— Task description —
Copy out the whole listing exactly as written, leaving the pictures behind.

Items from a dataset

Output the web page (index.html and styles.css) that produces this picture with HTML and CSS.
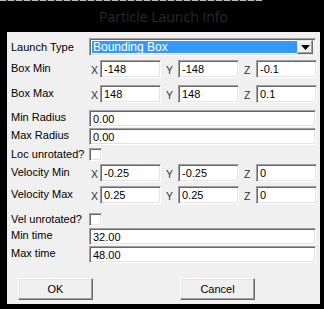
FILE: index.html
```html
<!DOCTYPE html>
<html>
<head>
<meta charset="utf-8">
<link rel="stylesheet" href="styles.css">
</head>
<body>
<div class="screen">
  <div class="topline"></div>
  <div class="title">Particle Launch Info</div>
  <div class="dialog">
    <div class="row r-launch">
      <span class="label">Launch Type</span>
      <div class="combo">
        <span class="combo-sel">Bounding Box</span>
        <span class="combo-btn"><svg width="9" height="5" viewBox="0 0 9 5"><path d="M0 0H9L4.5 5Z" fill="#000"/></svg></span>
      </div>
    </div>
    <div class="row r-boxmin">
      <span class="label">Box Min</span>
      <span class="axis">X</span><span class="field small">-148</span>
      <span class="axis ay">Y</span><span class="field small">-148</span>
      <span class="axis az">Z</span><span class="field small">-0.1</span>
    </div>
    <div class="row r-boxmax">
      <span class="label">Box Max</span>
      <span class="axis">X</span><span class="field small">148</span>
      <span class="axis ay">Y</span><span class="field small">148</span>
      <span class="axis az">Z</span><span class="field small">0.1</span>
    </div>
    <div class="row r-minrad">
      <span class="label">Min Radius</span><span class="field wide">0.00</span>
    </div>
    <div class="row r-maxrad">
      <span class="label">Max Radius</span><span class="field wide">0.00</span>
    </div>
    <div class="row r-loc">
      <span class="label">Loc unrotated?</span><span class="check"></span>
    </div>
    <div class="row r-velmin">
      <span class="label">Velocity Min</span>
      <span class="axis">X</span><span class="field small">-0.25</span>
      <span class="axis ay">Y</span><span class="field small">-0.25</span>
      <span class="axis az">Z</span><span class="field small">0</span>
    </div>
    <div class="row r-velmax">
      <span class="label">Velocity Max</span>
      <span class="axis">X</span><span class="field small">0.25</span>
      <span class="axis ay">Y</span><span class="field small">0.25</span>
      <span class="axis az">Z</span><span class="field small">0</span>
    </div>
    <div class="row r-vel">
      <span class="label">Vel unrotated?</span><span class="check"></span>
    </div>
    <div class="row r-mintime">
      <span class="label">Min time</span><span class="field wide">32.00</span>
    </div>
    <div class="row r-maxtime">
      <span class="label">Max time</span><span class="field wide">48.00</span>
    </div>
    <div class="row r-buttons">
      <span class="btn">OK</span>
      <span class="btn">Cancel</span>
    </div>
  </div>
</div>
</body>
</html>
```
FILE: styles.css
```css
html, body {
  margin: 0;
  padding: 0;
  background: #000;
}
.screen {
  width: 324px;
  height: 309px;
  background: #000;
  position: relative;
  overflow: hidden;
  font-family: "Liberation Sans", Arial, sans-serif;
  font-size: 11px;
  color: #000;
}
.topline {
  height: 1px;
  width: 262px;
  background: repeating-linear-gradient(90deg, #bdbdbd 0 6px, #333 6px 8px);
}
.title {
  height: 31px;
  line-height: 31px;
  text-align: center;
  font-family: "Open Sans", "Noto Sans", sans-serif;
  font-size: 14px;
  color: #2a2a2a;
  padding-left: 3px;
}
.dialog {
  margin-left: 7px;
  width: 313px;
  height: 272px;
  background: #f0f0f0;
  box-sizing: border-box;
  padding: 6px 0 0 4px;
  display: flex;
  flex-direction: column;
}
.row {
  display: flex;
  align-items: flex-start;
  height: 18px;
}
.label {
  width: 78px;
  flex: none;
  line-height: 13px;
  padding-top: 2px;
  white-space: nowrap;
}
.r-launch .label { padding-top: 3px; }
.r-boxmin { margin-top: 4px; }
.r-boxmax { margin-top: 7px; }
.r-minrad { margin-top: 7px; height: 17px; }
.r-maxrad { margin-top: 1px; height: 17px; }
.r-loc { margin-top: 3px; height: 13px; }
.r-velmin { margin-top: 3px; }
.r-velmax { margin-top: 4px; }
.r-vel { margin-top: 9px; height: 13px; }
.r-mintime { margin-top: 2px; height: 17px; }
.r-maxtime { margin-top: 1px; height: 17px; }
.r-buttons { margin-top: 15px; height: 22px; padding-left: 7px; gap: 87px; }

.r-loc .label, .r-vel .label { padding-top: 0; }
.r-minrad .label, .r-maxrad .label, .r-mintime .label, .r-maxtime .label { padding-top: 1px; }

.axis {
  box-sizing: border-box;
  width: 11px;
  flex: none;
  padding-left: 2px;
  line-height: 13px;
  padding-top: 4px;
  color: #333;
  font-size: 10.5px;
}
.axis.ay, .axis.az { width: 17px; padding-left: 5px; }

.field {
  box-sizing: border-box;
  background: #fff;
  border: 1px solid;
  border-color: #a0a0a0 #fff #fff #a0a0a0;
  box-shadow: inset 1px 1px 0 #696969, inset -1px -1px 0 #e3e3e3;
  padding: 2px 0 0 3px;
  line-height: 13px;
  white-space: nowrap;
  flex: none;
}
.field.small { width: 61px; height: 18px; }
.field.wide { width: 227px; height: 17px; padding-top: 2px; }

.check {
  width: 13px;
  height: 13px;
  box-sizing: border-box;
  background: #fff;
  border: 1px solid;
  border-color: #a0a0a0 #fff #fff #a0a0a0;
  box-shadow: inset 1px 1px 0 #696969, inset -1px -1px 0 #e3e3e3;
  flex: none;
}

.combo {
  width: 227px;
  height: 18px;
  box-sizing: border-box;
  background: #fff;
  border: 1px solid;
  border-color: #a0a0a0 #fff #fff #a0a0a0;
  box-shadow: inset 1px 1px 0 #696969, inset -1px -1px 0 #e3e3e3;
  display: flex;
  padding: 2px 2px 2px 2px;
  flex: none;
}
.combo-sel {
  flex: 1;
  background: #3399ff;
  color: #fff;
  font-size: 12px;
  line-height: 13px;
  padding-left: 1px;
}
.combo-btn {
  width: 16px;
  flex: none;
  box-sizing: border-box;
  background: #f0f0f0;
  border: 1px solid;
  border-color: #e3e3e3 #696969 #696969 #e3e3e3;
  box-shadow: inset -1px -1px 0 #a0a0a0, inset 1px 1px 0 #fff;
  margin-top: -1px;
  margin-bottom: -1px;
  display: flex;
  align-items: center;
  justify-content: center;
}
.btn {
  width: 75px;
  height: 22px;
  box-sizing: border-box;
  background: #f0f0f0;
  border: 1px solid;
  border-color: #fff #696969 #696969 #fff;
  box-shadow: inset -1px -1px 0 #a0a0a0, inset 1px 1px 0 #e3e3e3;
  display: flex;
  align-items: center;
  justify-content: center;
  line-height: 13px;
  flex: none;
}
```
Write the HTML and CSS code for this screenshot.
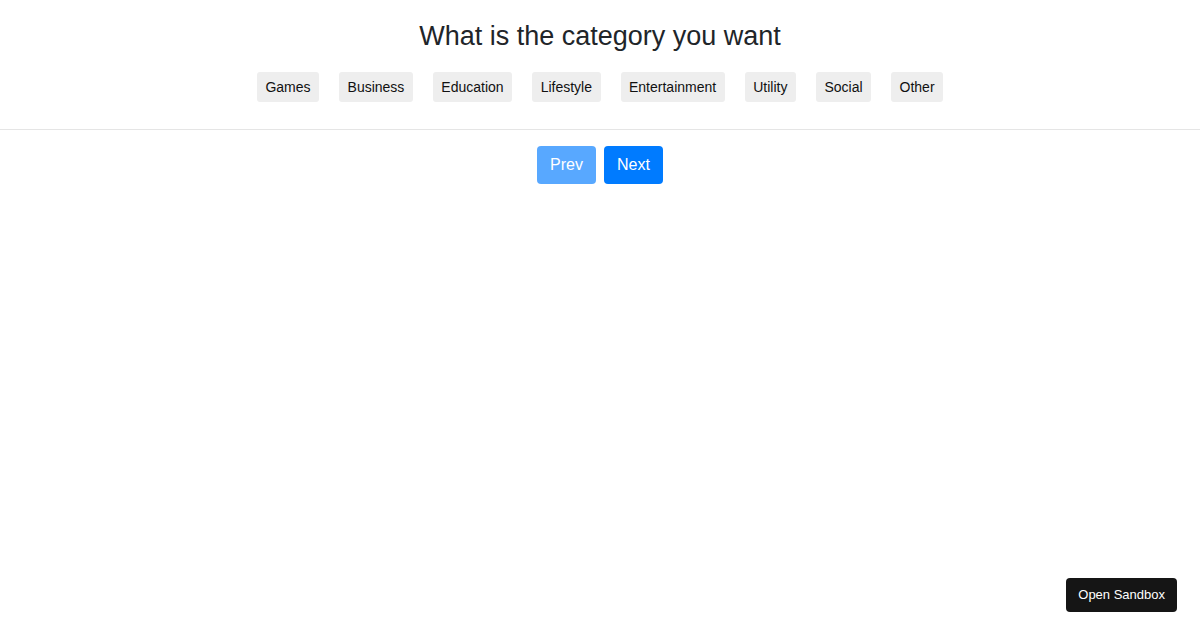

— Written response —
Output the web page (index.html and styles.css) that produces this picture with HTML and CSS.
FILE: index.html
```html
<!DOCTYPE html>
<html>
<head>
<meta charset="utf-8">
<link rel="stylesheet" href="styles.css">
</head>
<body>
<div class="screen">
  <div class="topline"></div>
  <div class="title">Particle Launch Info</div>
  <div class="dialog">
    <div class="row r-launch">
      <span class="label">Launch Type</span>
      <div class="combo">
        <span class="combo-sel">Bounding Box</span>
        <span class="combo-btn"><svg width="9" height="5" viewBox="0 0 9 5"><path d="M0 0H9L4.5 5Z" fill="#000"/></svg></span>
      </div>
    </div>
    <div class="row r-boxmin">
      <span class="label">Box Min</span>
      <span class="axis">X</span><span class="field small">-148</span>
      <span class="axis ay">Y</span><span class="field small">-148</span>
      <span class="axis az">Z</span><span class="field small">-0.1</span>
    </div>
    <div class="row r-boxmax">
      <span class="label">Box Max</span>
      <span class="axis">X</span><span class="field small">148</span>
      <span class="axis ay">Y</span><span class="field small">148</span>
      <span class="axis az">Z</span><span class="field small">0.1</span>
    </div>
    <div class="row r-minrad">
      <span class="label">Min Radius</span><span class="field wide">0.00</span>
    </div>
    <div class="row r-maxrad">
      <span class="label">Max Radius</span><span class="field wide">0.00</span>
    </div>
    <div class="row r-loc">
      <span class="label">Loc unrotated?</span><span class="check"></span>
    </div>
    <div class="row r-velmin">
      <span class="label">Velocity Min</span>
      <span class="axis">X</span><span class="field small">-0.25</span>
      <span class="axis ay">Y</span><span class="field small">-0.25</span>
      <span class="axis az">Z</span><span class="field small">0</span>
    </div>
    <div class="row r-velmax">
      <span class="label">Velocity Max</span>
      <span class="axis">X</span><span class="field small">0.25</span>
      <span class="axis ay">Y</span><span class="field small">0.25</span>
      <span class="axis az">Z</span><span class="field small">0</span>
    </div>
    <div class="row r-vel">
      <span class="label">Vel unrotated?</span><span class="check"></span>
    </div>
    <div class="row r-mintime">
      <span class="label">Min time</span><span class="field wide">32.00</span>
    </div>
    <div class="row r-maxtime">
      <span class="label">Max time</span><span class="field wide">48.00</span>
    </div>
    <div class="row r-buttons">
      <span class="btn">OK</span>
      <span class="btn">Cancel</span>
    </div>
  </div>
</div>
</body>
</html>
```
FILE: styles.css
```css
html, body {
  margin: 0;
  padding: 0;
  background: #000;
}
.screen {
  width: 324px;
  height: 309px;
  background: #000;
  position: relative;
  overflow: hidden;
  font-family: "Liberation Sans", Arial, sans-serif;
  font-size: 11px;
  color: #000;
}
.topline {
  height: 1px;
  width: 262px;
  background: repeating-linear-gradient(90deg, #bdbdbd 0 6px, #333 6px 8px);
}
.title {
  height: 31px;
  line-height: 31px;
  text-align: center;
  font-family: "Open Sans", "Noto Sans", sans-serif;
  font-size: 14px;
  color: #2a2a2a;
  padding-left: 3px;
}
.dialog {
  margin-left: 7px;
  width: 313px;
  height: 272px;
  background: #f0f0f0;
  box-sizing: border-box;
  padding: 6px 0 0 4px;
  display: flex;
  flex-direction: column;
}
.row {
  display: flex;
  align-items: flex-start;
  height: 18px;
}
.label {
  width: 78px;
  flex: none;
  line-height: 13px;
  padding-top: 2px;
  white-space: nowrap;
}
.r-launch .label { padding-top: 3px; }
.r-boxmin { margin-top: 4px; }
.r-boxmax { margin-top: 7px; }
.r-minrad { margin-top: 7px; height: 17px; }
.r-maxrad { margin-top: 1px; height: 17px; }
.r-loc { margin-top: 3px; height: 13px; }
.r-velmin { margin-top: 3px; }
.r-velmax { margin-top: 4px; }
.r-vel { margin-top: 9px; height: 13px; }
.r-mintime { margin-top: 2px; height: 17px; }
.r-maxtime { margin-top: 1px; height: 17px; }
.r-buttons { margin-top: 15px; height: 22px; padding-left: 7px; gap: 87px; }

.r-loc .label, .r-vel .label { padding-top: 0; }
.r-minrad .label, .r-maxrad .label, .r-mintime .label, .r-maxtime .label { padding-top: 1px; }

.axis {
  box-sizing: border-box;
  width: 11px;
  flex: none;
  padding-left: 2px;
  line-height: 13px;
  padding-top: 4px;
  color: #333;
  font-size: 10.5px;
}
.axis.ay, .axis.az { width: 17px; padding-left: 5px; }

.field {
  box-sizing: border-box;
  background: #fff;
  border: 1px solid;
  border-color: #a0a0a0 #fff #fff #a0a0a0;
  box-shadow: inset 1px 1px 0 #696969, inset -1px -1px 0 #e3e3e3;
  padding: 2px 0 0 3px;
  line-height: 13px;
  white-space: nowrap;
  flex: none;
}
.field.small { width: 61px; height: 18px; }
.field.wide { width: 227px; height: 17px; padding-top: 2px; }

.check {
  width: 13px;
  height: 13px;
  box-sizing: border-box;
  background: #fff;
  border: 1px solid;
  border-color: #a0a0a0 #fff #fff #a0a0a0;
  box-shadow: inset 1px 1px 0 #696969, inset -1px -1px 0 #e3e3e3;
  flex: none;
}

.combo {
  width: 227px;
  height: 18px;
  box-sizing: border-box;
  background: #fff;
  border: 1px solid;
  border-color: #a0a0a0 #fff #fff #a0a0a0;
  box-shadow: inset 1px 1px 0 #696969, inset -1px -1px 0 #e3e3e3;
  display: flex;
  padding: 2px 2px 2px 2px;
  flex: none;
}
.combo-sel {
  flex: 1;
  background: #3399ff;
  color: #fff;
  font-size: 12px;
  line-height: 13px;
  padding-left: 1px;
}
.combo-btn {
  width: 16px;
  flex: none;
  box-sizing: border-box;
  background: #f0f0f0;
  border: 1px solid;
  border-color: #e3e3e3 #696969 #696969 #e3e3e3;
  box-shadow: inset -1px -1px 0 #a0a0a0, inset 1px 1px 0 #fff;
  margin-top: -1px;
  margin-bottom: -1px;
  display: flex;
  align-items: center;
  justify-content: center;
}
.btn {
  width: 75px;
  height: 22px;
  box-sizing: border-box;
  background: #f0f0f0;
  border: 1px solid;
  border-color: #fff #696969 #696969 #fff;
  box-shadow: inset -1px -1px 0 #a0a0a0, inset 1px 1px 0 #e3e3e3;
  display: flex;
  align-items: center;
  justify-content: center;
  line-height: 13px;
  flex: none;
}
```
Write the HTML and CSS code for this screenshot.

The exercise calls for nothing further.